What SR-22 Filing Costs After ARDP Approval

Pennsylvania requires SR-22 filing for all DWLS cases that receive ARDP diversion, even when the original suspension cause did not require SR-22. The filing fee ranges from $50 to $75 depending on the carrier. The insurance premium increase is the real cost: drivers who complete ARDP for DWLS pay approximately $140 to $240 per month for liability-only coverage, compared to $85 to $120 per month for drivers with clean records. The SR-22 filing period runs for 3 years from the date ARDP supervision begins, not from the date your license is reinstated. If you complete a 12-month ARDP supervision period and then reinstate your license, you still owe 2 additional years of SR-22 filing after reinstatement.
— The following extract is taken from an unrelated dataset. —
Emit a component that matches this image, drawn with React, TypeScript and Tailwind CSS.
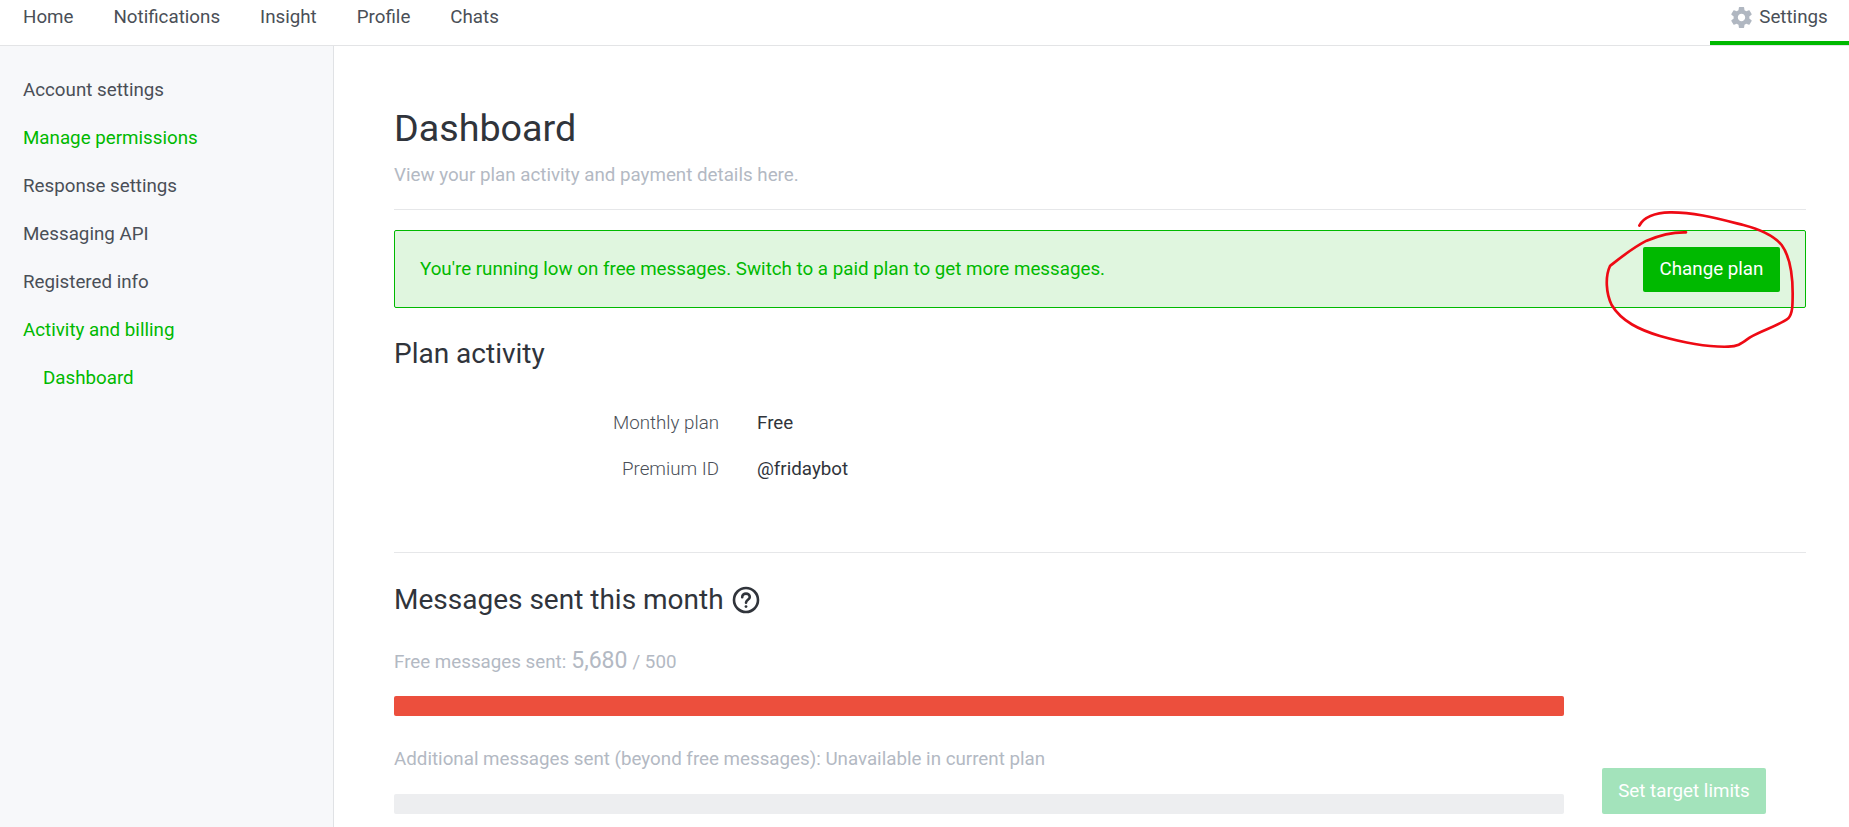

If your SR-22 policy lapses at any point during the 3-year period, PennDOT suspends your license again and you must refile SR-22 and pay a new restoration fee. Drivers without a vehicle can file non-owner SR-22 insurance, which provides liability coverage when you drive a borrowed or rental vehicle. Non-owner policies typically cost $40 to $80 per month in Pennsylvania, significantly less than owner-operator policies. The non-owner policy satisfies the SR-22 requirement during ARDP supervision and throughout the 3-year filing period. If you purchase a vehicle later, you must convert to a standard policy and refile SR-22 with the new policy information.